"Lord," the disciples asked the risen Jesus, "is this the time when you will restore the kingdom to Israel?" His answer was: "It is not for you to know the times or periods that the Father has set by his own authority." —Acts 1:6-7
The question was a reasonable one for disciples who had earlier heard Jesus imply future glory for the city of Jerusalem when the times of Gentile political domination were past (Luke 21:24). Here in Acts such standard hopes of Jewish end-times theology (or "eschatology") that included political sovereignty were not denied but apparently deferred. For now the concern to which the disciples were directed was a worldwide evangelistic mission radiating out from Jerusalem, instead of a focus on political rule in Jerusalem.
Fast forward to the late 19th century. When nonreligious Jews sought to create a secular Jewish state, many Orthodox Jews objected that the Zionists were jumping the gun. The Zionists were "flying in the face of heaven," they said, and they should wait until the Messiah came to take the people of Israel back to their ancestral land.

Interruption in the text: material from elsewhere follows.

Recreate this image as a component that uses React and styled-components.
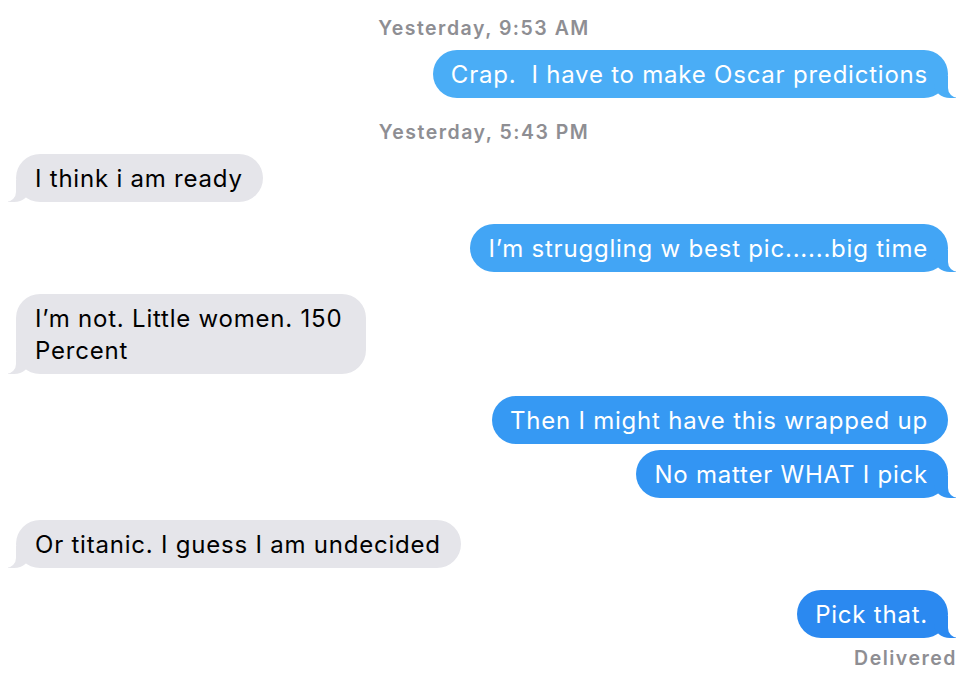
import React from "react";
import styled, { createGlobalStyle, css } from "styled-components";

const GlobalStyle = createGlobalStyle`
  html, body {
    margin: 0;
    padding: 0;
    background: #ffffff;
  }
  body {
    font-family: Inter, "Noto Sans", "Liberation Sans", sans-serif;
    -webkit-font-smoothing: antialiased;
  }
`;

const Thread = styled.div`
  width: 960px;
  height: 680px;
  box-sizing: border-box;
  padding: 16px 12px 0 16px;
  display: flex;
  flex-direction: column;
  background: #ffffff;
  overflow: hidden;
`;

const Timestamp = styled.div`
  align-self: center;
  height: 24px;
  line-height: 24px;
  margin-left: 4px;
  font-size: 19.5px;
  font-weight: 600;
  letter-spacing: 1.5px;
  color: #8e8e93;
  margin-bottom: 10px;
`;

const Row = styled.div`
  display: flex;
  justify-content: ${(p) => (p.$sent ? "flex-end" : "flex-start")};
  margin-bottom: ${(p) => p.$gap}px;
`;

const Bubble = styled.div`
  position: relative;
  box-sizing: border-box;
  max-width: ${(p) => p.$max || 620}px;
  padding: 9px 20px 7px ${(p) => (p.$sent ? 18 : 19)}px;
  border-radius: 24px;
  font-size: 24px;
  line-height: 32px;
  letter-spacing: 0.78px;
  white-space: pre-wrap;
  background: ${(p) => p.$bg};
  color: ${(p) => (p.$sent ? "#ffffff" : "#000000")};
  z-index: 0;

  ${(p) =>
    p.$tail &&
    (p.$sent
      ? css`
          &::before {
            content: "";
            position: absolute;
            z-index: -1;
            bottom: 0;
            right: -8px;
            width: 22px;
            height: 22px;
            background: ${p.$bg};
            border-bottom-left-radius: 16px 14px;
          }
          &::after {
            content: "";
            position: absolute;
            z-index: -1;
            bottom: 0;
            right: -12px;
            width: 12px;
            height: 22px;
            background: #ffffff;
            border-bottom-left-radius: 10px;
          }
        `
      : css`
          &::before {
            content: "";
            position: absolute;
            z-index: -1;
            bottom: 0;
            left: -8px;
            width: 22px;
            height: 22px;
            background: ${p.$bg};
            border-bottom-right-radius: 16px 14px;
          }
          &::after {
            content: "";
            position: absolute;
            z-index: -1;
            bottom: 0;
            left: -12px;
            width: 12px;
            height: 22px;
            background: #ffffff;
            border-bottom-right-radius: 10px;
          }
        `)}
`;

const Status = styled.div`
  align-self: flex-end;
  margin-right: -9px;
  margin-top: -14px;
  height: 24px;
  line-height: 24px;
  font-size: 19.5px;
  font-weight: 600;
  letter-spacing: 1.5px;
  color: #8e8e93;
`;

const GRAY = "#e5e5ea";

const items = [
  { type: "time", text: "Yesterday, 9:53 AM" },
  { type: "msg", sent: true, text: "Crap.  I have to make Oscar predictions", bg: "#4aadf6", gap: 22 },
  { type: "time", text: "Yesterday, 5:43 PM" },
  { type: "msg", sent: false, text: "I think i am ready", gap: 22 },
  { type: "msg", sent: true, text: "I’m struggling w best pic......big time", bg: "#42a5f5", gap: 22 },
  { type: "msg", sent: false, text: "I’m not. Little women. 150 Percent", max: 350, gap: 22 },
  { type: "msg", sent: true, text: "Then I might have this wrapped up", bg: "#3699f3", gap: 6, noTail: true },
  { type: "msg", sent: true, text: "No matter WHAT I pick", bg: "#3395f3", gap: 22 },
  { type: "msg", sent: false, text: "Or titanic. I guess I am undecided", gap: 22 },
  { type: "msg", sent: true, text: "Pick that.", bg: "#2b89f0", gap: 22 },
];

export default function App() {
  return (
    <>
      <GlobalStyle />
      <Thread>
        {items.map((it, i) =>
          it.type === "time" ? (
            <Timestamp key={i}>{it.text}</Timestamp>
          ) : (
            <Row key={i} $sent={it.sent} $gap={it.gap}>
              <Bubble
                $sent={it.sent}
                $bg={it.sent ? it.bg : GRAY}
                $tail={!it.noTail}
                $max={it.max}
              >
                {it.text}
              </Bubble>
            </Row>
          )
        )}
        <Status>Delivered</Status>
      </Thread>
    </>
  );
}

The Orthodox Jewish stance has a remarkable affinity to Jesus' answer to the disciples, because both depend on traditional Jewish eschatology, which says it is the Messiah who will restore Israel to the land where justice and peace may be enjoyed. In Acts 1, Jesus, as the Messiah, is personally to restore the kingdom to Israel, and the timing is to be God's. The context suggests that when Jesus returns from heaven it will be his role to carry out this Messianic task: "This same Jesus, who has been taken up from you to heaven, will come in the same way as you saw him go into heaven" (Acts 1:11).